Gustafson's emergence as an elite crew chief has led to a strong chemistry with his driver and his pit crew each week, which is prevalent during those routine stops either in green or caution conditions. Consistently, the No. 24 pit crew has busted off some lightning fast 12-13 second pit stops to get their driver in a position to win multiple races.

Sure, this No. 24 team isn't the same one that'll pull off wins by the bunches, opting for consistency with every part of their race weekend, starting from practice to the checkers on race day.  With a 10.2 average starting position and a 9.2 average finishing position through 20 races, it's these statistics that do not lie.  

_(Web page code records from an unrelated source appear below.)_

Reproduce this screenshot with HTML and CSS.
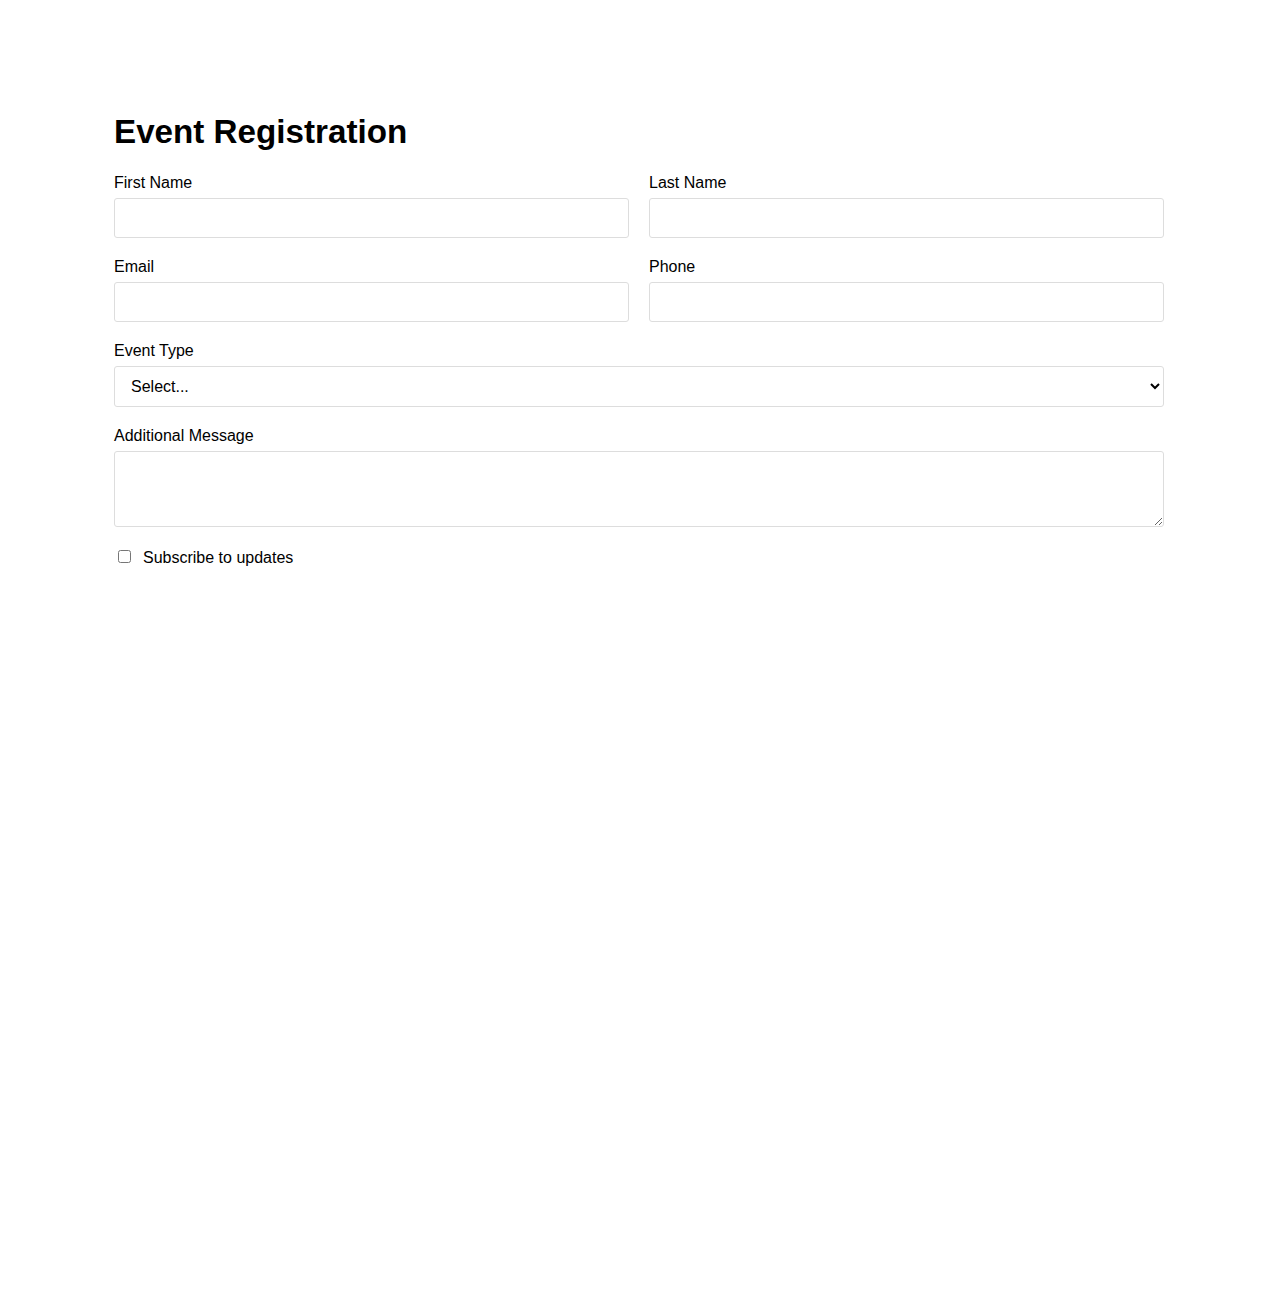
FILE: index.html
```html
<!DOCTYPE html>
<html lang="en">
  <head>
    <meta charset="UTF-8" />
    <meta name="viewport" content="width=device-width, initial-scale=1.0" />
    <title>Event Registration</title>
    <link rel="stylesheet" href="styles.css">
  </head>
  <body>
    <div class="container">
      <h1>Event Registration</h1>
      <form id="registerForm">
        <div class="row">
          <div class="field">
            <label for="firstName">First Name</label>
            <input type="text" id="firstName" name="firstName" />
          </div>
          <div class="field">
            <label for="lastName">Last Name</label>
            <input type="text" id="lastName" name="lastName" />
          </div>
        </div>

        <div class="row">
          <div class="field">
            <label for="email">Email</label>
            <input type="email" id="email" name="email" />
          </div>
          <div class="field">
            <label for="phone">Phone</label>
            <input type="tel" id="phone" name="phone" />
          </div>
        </div>

        <div class="field">
          <label for="eventType">Event Type</label>
          <select id="eventType" name="eventType">
            <option value="">Select...</option>
            <option value="conference">Conference</option>
            <option value="workshop">Workshop</option>
            <option value="meetup">Meetup</option>
          </select>
        </div>

        <div class="field">
          <label for="message">Additional Message</label>
          <textarea id="message" name="message"></textarea>
        </div>

        <label class="checkbox">
          <input type="checkbox" name="subscribe" />
          <span>Subscribe to updates</span>
        </label>
      </form>
    </div>
  </body>
</html>
```

FILE: styles.css
```css
body {
  font-family: "Liberation Sans", Arial, sans-serif;
  margin: 0;
  color: #000;
  background: #fff;
}
.container {
  max-width: 1050px;
  margin: 0 auto;
  padding-top: 92px;
}
h1 {
  font-size: 33.2px;
  margin: 21px 0 23px;
}
.row {
  display: grid;
  grid-template-columns: 1fr 1fr;
  gap: 20px;
}
.field {
  display: flex;
  flex-direction: column;
  gap: 6px;
  margin-bottom: 20px;
}
label {
  font-size: 16px;
}
input,
select,
textarea {
  box-sizing: border-box;
  width: 100%;
  font-family: inherit;
  font-size: 16px;
  border: 1px solid #ddd;
  border-radius: 3px;
  background: #fff;
  margin: 0;
}
input {
  height: 40px;
  padding: 0 10px;
}
select {
  height: 41px;
  padding: 0 12px;
  color: #000;
}
textarea {
  height: 76px;
  padding: 10px;
  display: block;
}
/* margin collapses with the field above, so this is the full gap */
.checkbox {
  display: flex;
  align-items: flex-start;
  gap: 12px;
  margin-top: 22px;
}
.checkbox input {
  width: 13px;
  height: 13px;
  margin: 1px 0 0 4px;
}
```
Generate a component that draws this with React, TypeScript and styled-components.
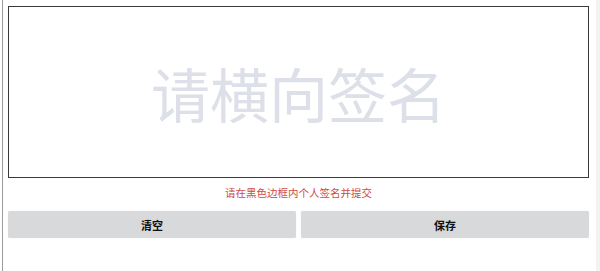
import React from 'react';
import styled, { createGlobalStyle } from 'styled-components';

const GlobalStyle = createGlobalStyle`
  html, body {
    margin: 0;
    padding: 0;
    background: #fff;
    font-family: "Noto Sans CJK SC", "Noto Sans", sans-serif;
  }
`;

const Frame = styled.div`
  display: flex;
  height: 271px;
  margin-left: 2px;
  border-left: 1px solid #9c9c9c;
`;

const Main = styled.div`
  flex: 1;
  display: flex;
  flex-direction: column;
  padding: 6px 7px 0 5px;
`;

const Scrollbar = styled.div`
  width: 4px;
  background: #f3f3f3;
`;

const SignBoard = styled.div`
  height: 170px;
  border: 1px solid #3a3a3a;
  display: flex;
  align-items: center;
  justify-content: center;
`;

const Placeholder = styled.span`
  font-size: 59px;
  line-height: 1;
  color: #dde0e8;
  user-select: none;
`;

const Tip = styled.p`
  margin: 8px 0 0;
  text-align: center;
  font-size: 10.5px;
  line-height: 14px;
  color: #cf4a42;
`;

const Actions = styled.div`
  display: grid;
  grid-template-columns: 1fr 1fr;
  gap: 5px;
  margin-top: 11px;
`;

const Button = styled.button`
  height: 27px;
  border: none;
  border-radius: 2px;
  background: #d8d9da;
  color: #111;
  font-family: inherit;
  font-size: 11px;
  font-weight: 700;
  box-shadow: 0 0 1px rgba(0, 0, 0, 0.15);
  cursor: pointer;
`;

export default function App() {
  return (
    <>
      <GlobalStyle />
      <Frame>
        <Main>
          <SignBoard>
            <Placeholder>请横向签名</Placeholder>
          </SignBoard>
          <Tip>请在黑色边框内个人签名并提交</Tip>
          <Actions>
            <Button>清空</Button>
            <Button>保存</Button>
          </Actions>
        </Main>
        <Scrollbar />
      </Frame>
    </>
  );
}
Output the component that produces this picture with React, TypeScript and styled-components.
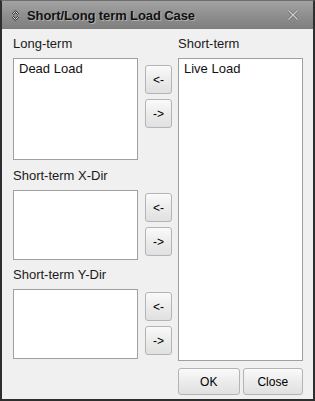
import React from 'react';
import styled, { createGlobalStyle } from 'styled-components';

const GlobalStyle = createGlobalStyle`
  html, body {
    margin: 0;
    padding: 0;
    background: #f0f0f0;
  }
  * {
    box-sizing: border-box;
  }
`;

const Window = styled.div`
  width: 315px;
  height: 401px;
  display: flex;
  flex-direction: column;
  background: #f0f0f0;
  border: 2px solid #2e2e2e;
  border-top: 1px solid #6e6e6e;
  font-family: 'Liberation Sans', Arial, sans-serif;
  font-size: 13px;
  color: #111;
  overflow: hidden;
`;

const TitleBar = styled.div`
  height: 28px;
  flex: 0 0 28px;
  display: flex;
  align-items: center;
  padding: 0 14px 0 9px;
  gap: 7px;
  background: linear-gradient(to bottom, #a3a3a3 0%, #8f8f8f 50%, #7e7e7e 100%);
`;

const Title = styled.span`
  flex: 1;
  font-weight: bold;
  font-size: 13px;
  color: #111;
  text-shadow: 1px 1px 0 rgba(255, 255, 255, 0.35);
  letter-spacing: -0.1px;
`;

const Body = styled.div`
  flex: 1;
  display: flex;
  gap: 6px;
  padding: 8px 0 0 11px;
`;

const LeftColumn = styled.div`
  width: 159px;
  display: flex;
  flex-direction: column;
`;

const Section = styled.div<{ $top: number }>`
  display: flex;
  flex-direction: column;
  margin-top: ${p => p.$top}px;
`;

const Label = styled.div`
  height: 14px;
  line-height: 14px;
  margin-bottom: 7px;
  white-space: nowrap;
  color: #1a1a1a;
`;

const Row = styled.div`
  display: flex;
  gap: 7px;
`;

const ListBox = styled.div<{ $height: number }>`
  width: 125px;
  height: ${p => p.$height}px;
  background: #fff;
  border: 1px solid #a0a0a0;
  padding: 2px 5px;
  line-height: 16px;
`;

const ArrowColumn = styled.div<{ $offset: number }>`
  display: flex;
  flex-direction: column;
  gap: 5px;
  padding-top: ${p => p.$offset}px;
`;

const Button = styled.button<{ $width: number; $height: number }>`
  width: ${p => p.$width}px;
  height: ${p => p.$height}px;
  padding: 0;
  border: 1px solid #b4b4b4;
  border-radius: 3px;
  background: linear-gradient(to bottom, #fafafa 0%, #ececec 50%, #e0e0e0 100%);
  font-family: 'Liberation Sans', Arial, sans-serif;
  font-size: 12px;
  color: #000;
  line-height: 1;
`;

const RightColumn = styled.div`
  width: 125px;
  display: flex;
  flex-direction: column;
`;

const Footer = styled.div`
  display: flex;
  gap: 3px;
  margin-top: 7px;
`;

const SortIcon = () => (
  <svg width="9" height="11" viewBox="0 0 9 11">
    <path d="M1.5 4.5 L4.5 1.5 L7.5 4.5" fill="none" stroke="#3a3a3a" strokeWidth="2" />
    <path d="M1.5 6.5 L4.5 9.5 L7.5 6.5" fill="none" stroke="#3a3a3a" strokeWidth="2" />
    <path d="M1.5 4.5 L4.5 1.5 L7.5 4.5" fill="none" stroke="#d8d8d8" strokeWidth="1" />
    <path d="M1.5 6.5 L4.5 9.5 L7.5 6.5" fill="none" stroke="#d8d8d8" strokeWidth="1" />
  </svg>
);

const CloseIcon = () => (
  <svg width="12" height="12" viewBox="0 0 12 12">
    <path d="M1.5 1.5 L10.5 10.5 M10.5 1.5 L1.5 10.5" stroke="#6a6a6a" strokeWidth="2.6" />
    <path d="M1.5 1.5 L10.5 10.5 M10.5 1.5 L1.5 10.5" stroke="#cfcfcf" strokeWidth="1.3" />
  </svg>
);

const Arrows = ({ offset }: { offset: number }) => (
  <ArrowColumn $offset={offset}>
    <Button $width={27} $height={29}>&lt;-</Button>
    <Button $width={27} $height={29}>-&gt;</Button>
  </ArrowColumn>
);

export default function App() {
  return (
    <>
      <GlobalStyle />
      <Window>
        <TitleBar>
          <SortIcon />
          <Title>Short/Long term Load Case</Title>
          <CloseIcon />
        </TitleBar>
        <Body>
          <LeftColumn>
            <Section $top={0}>
              <Label>Long-term</Label>
              <Row>
                <ListBox $height={102}>Dead Load</ListBox>
                <Arrows offset={7} />
              </Row>
            </Section>
            <Section $top={9}>
              <Label>Short-term X-Dir</Label>
              <Row>
                <ListBox $height={70} />
                <Arrows offset={3} />
              </Row>
            </Section>
            <Section $top={8}>
              <Label>Short-term Y-Dir</Label>
              <Row>
                <ListBox $height={70} />
                <Arrows offset={3} />
              </Row>
            </Section>
          </LeftColumn>
          <RightColumn>
            <Label>Short-term</Label>
            <ListBox $height={303}>Live Load</ListBox>
            <Footer>
              <Button $width={62} $height={27}>OK</Button>
              <Button $width={61} $height={27}>Close</Button>
            </Footer>
          </RightColumn>
        </Body>
      </Window>
    </>
  );
}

On days when their car is amongst the best in the lead pack, they're likely to challenge against Team Penske and Stewart-Haas' efforts at any track.  More impressive is that on the days where it's a bit of a struggle, they still pull through with a solid top-10 finish.  

Pocono Raceway is the next best shot for Gordon and his team to capitalize on more bonus points prior to the Chase reset when the checkers are out at Richmond in September. With six victories (most recently in a rain shortened race in August of 2012) and a trio of top-10's heading into Round 21 this weekend at "The Tricky Triangle," look for this team to continue their steady, strong effort.  

As long as Gordon's desire to win is as fueled up as his No. 24 car with Sunoco on race day, it's all systems go and for the competition, this means a blast to the past in the present day, hard charging era of NASCAR Sprint Cup racing.  In an era where each race lap seems to be like consecutive qualifying effort, it's this seasoned veteran and his steel-eyed team that's ready to pounce and capitalize on maximum points from here on out.

It's a long ways from the driver who famously quipped that if he was able to win the title, he would retire by season's end.  

"This team certainly has rejuvenated me in a lot of ways," Gordon said. "It makes me want to dig down even deeper than I possibly can to give them everything back that they're putting into it. They've inspired me in so many ways. I'm just having a blast driving awesome race cars."